本態様によれば、挿通チューブ24の引っ掛かり等により、ワイヤ26に対して、引っ掛かりの無い状態で及ぼされるより大きな引張力が及ぼされた場合には、弾性伸長部70が伸長することによって、ワイヤ26の破断を防止することが出来る。そして、弾性伸長部70は引張力が解除された場合には元の状態に復元可能であることから、例えば挿通チューブ24の引っ掛かりが生じている場合において、引っ張りとその解放の繰り返し操作を可能とすることによって、引っ掛かりが解消されたか否かを術者により明瞭に認識させることが出来て、より優れた操作性を得ることが出来る。
また、前述したように、伸長部はモノレールタイプカテーテルの操作力の伝達経路上に設けられておれば良い。例えば、前記実施形態において、ワイヤ26上に限らず、挿通チューブ24やハブ23を部分的或いは全体的に伸長可能として伸長部を設ける等しても良い。また、伸長部はこれら挿通チューブ24、ワイヤ26、およびハブ23から別体形成されていても良く、挿通チューブ24、ワイヤ26、ハブ23の何れか1つ或いは幾つかをそれぞれ適宜の位置で分断して、分断部分に例えばゴム弾性体や樹脂ばね、金属ばね等の伸長部材を設けることによって伸長部を形成する等しても良い。加えて、操作力の伝達経路上で伸長部を複数設けることも可能である。
また、ワイヤにおける挿通チューブへの連結部の具体的形状は前記鉤状部40の如きコ字形状に限定されるものではなく、例えばL字形状やつづら折れ形状、円形状、U字形状、十字形状、渦巻形状など、各種形状が適宜に採用可能である。更に、連結部をプレート形状とすることによって、より大きな固着面積を確保する等しても良い。
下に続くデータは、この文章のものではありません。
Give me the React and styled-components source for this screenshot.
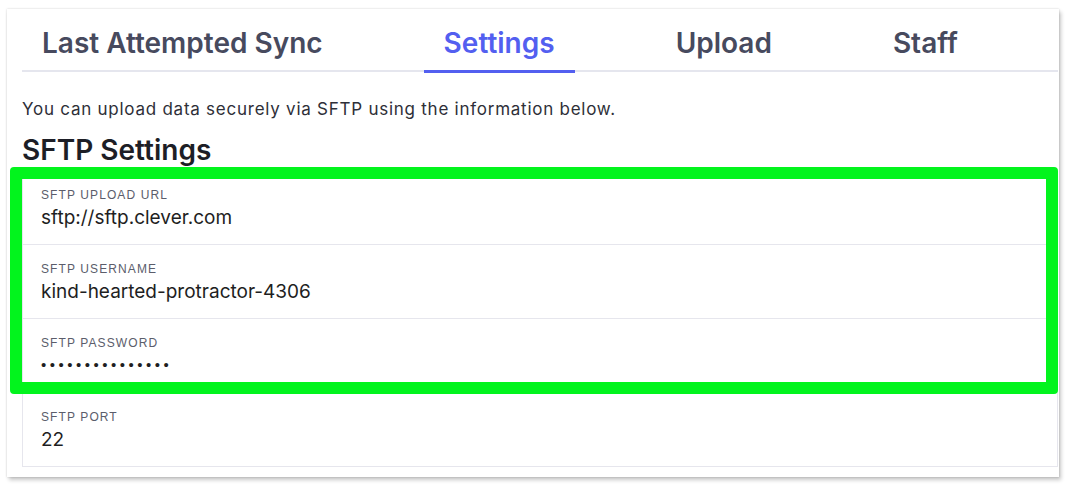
import React from 'react';
import styled, { createGlobalStyle } from 'styled-components';

const GlobalStyle = createGlobalStyle`
    * { box-sizing: border-box; }
    body {
        margin: 0;
        background: #fff;
        font-family: Inter, "Noto Sans", sans-serif;
    }
`

const Page = styled.div`
    padding: 9px 13px 16px 7px;
    width: 1072px;
`

const Card = styled.div`
    background: #fff;
    padding: 0 1px 10px 15px;
    box-shadow: 0 0 2px rgba(0,0,0,0.18), 2px 3px 4px rgba(0,0,0,0.22);
`

const TabBar = styled.div`
    display: flex;
    gap: 81px;
    border-bottom: 2px solid #e5e6ee;
`

const Tab = styled.div`
    padding: 19px 20px 12px;
    margin-bottom: -3px;
    font-size: 28px;
    line-height: 30px;
    font-weight: 600;
    color: ${props => props.active ? '#535ff0' : '#474a5e'};
    border-bottom: 3px solid ${props => props.active ? '#535ff0' : 'transparent'};
    white-space: nowrap;
`

const Intro = styled.p`
    margin: 27px 0 0;
    font-size: 17px;
    line-height: 20px;
    letter-spacing: 0.75px;
    color: #2e2f38;
`

const Heading = styled.h2`
    margin: 16px 0 0;
    font-size: 28px;
    line-height: 30px;
    font-weight: 600;
    color: #1d1e26;
`

const FieldList = styled.div`
    margin-top: 6px;
`

const Highlight = styled.div`
    position: relative;
`

// green annotation frame drawn over the first three fields
const HighlightFrame = styled.div`
    position: absolute;
    top: -4px;
    left: -12px;
    right: 0;
    bottom: -1px;
    border: 12px solid #02f41d;
    border-radius: 4px;
    pointer-events: none;
`

const Row = styled.div`
    height: 74px;
    padding: 17px 18px 0;
    border: 1px solid #e6e6ed;
    border-top: none;
`

const Label = styled.div`
    font-family: "Liberation Sans", Arial, sans-serif;
    font-size: 12px;
    line-height: 14px;
    letter-spacing: 1.1px;
    text-transform: uppercase;
    color: #5b5d6b;
`

const Value = styled.div`
    margin-top: 5px;
    height: 22px;
    font-family: ${props => props.secret ? '"Liberation Sans", Arial' : 'Inter'}, sans-serif;
    font-size: ${props => props.secret ? '15px' : '19px'};
    line-height: ${props => props.secret ? '20px' : '22px'};
    letter-spacing: ${props => props.secret ? '3.5px' : '0'};
    color: #1e1e22;
`

const Field = ({ label, value, secret }) => (
    <Row>
        <Label>{label}</Label>
        <Value secret={secret}>{value}</Value>
    </Row>
)

const tabs = ['Last Attempted Sync', 'Settings', 'Upload', 'Staff']

const App = () => (
    <>
        <GlobalStyle />
        <Page>
            <Card>
                <TabBar>
                    {tabs.map(t => (
                        <Tab key={t} active={t === 'Settings'}>{t}</Tab>
                    ))}
                </TabBar>
                <Intro>You can upload data securely via SFTP using the information below.</Intro>
                <Heading>SFTP Settings</Heading>
                <FieldList>
                    <Highlight>
                        <Field label="SFTP Upload URL" value="sftp://sftp.clever.com" />
                        <Field label="SFTP Username" value="kind-hearted-protractor-4306" />
                        <Field label="SFTP Password" value={'\u2022'.repeat(15)} secret />
                        <HighlightFrame />
                    </Highlight>
                    <Field label="SFTP Port" value="22" />
                </FieldList>
            </Card>
        </Page>
    </>
)

export default App;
更にまた、ワイヤを挿通チューブにインサート成形して固着すること等も可能であり、そのようにすれば、二重のチューブの重ね合わせ構造も不要で、且つ強固に固着できる。例えば、挿通チューブの成形時や、内層チューブの外周に外層チューブを成形する例えば二色成形等の場合において、外層チューブの成形キャビティ内に内層チューブをセットすると共に、この内層チューブの外周面にワイヤの先端部を重ね合わせてセットして、成形キャビティに外層チューブの成形材料を充填することによって、外層チューブの成形と同時に、内層チューブの外周面に重ね合わされて外層チューブに埋設固着されたワイヤ先端部をインサート成形で固着することが出来る。なお、ワイヤ先端部は、引っ掛かり防止や生体安全性の観点から、前記実施形態の如き被覆チューブや上記外層チューブなどのチューブで覆われて接着剤を用いることなく固着されることが好ましいが、それらチューブで覆うことなく、挿通チューブの外面に接着等で簡易に固着しても良い。
また、治療用カテーテルは本発明の権利範囲ではなく、その種類によって本発明が何等限定されるものではないが、本発明のガイディングカテーテルに挿通される治療用カテーテルは、バルーンカテーテルに限定されるものではなく、ロータブレーター(RA)や方向性アテレクトミー(DCA)、その他従来公知の各種カテーテルが任意に採用可能である。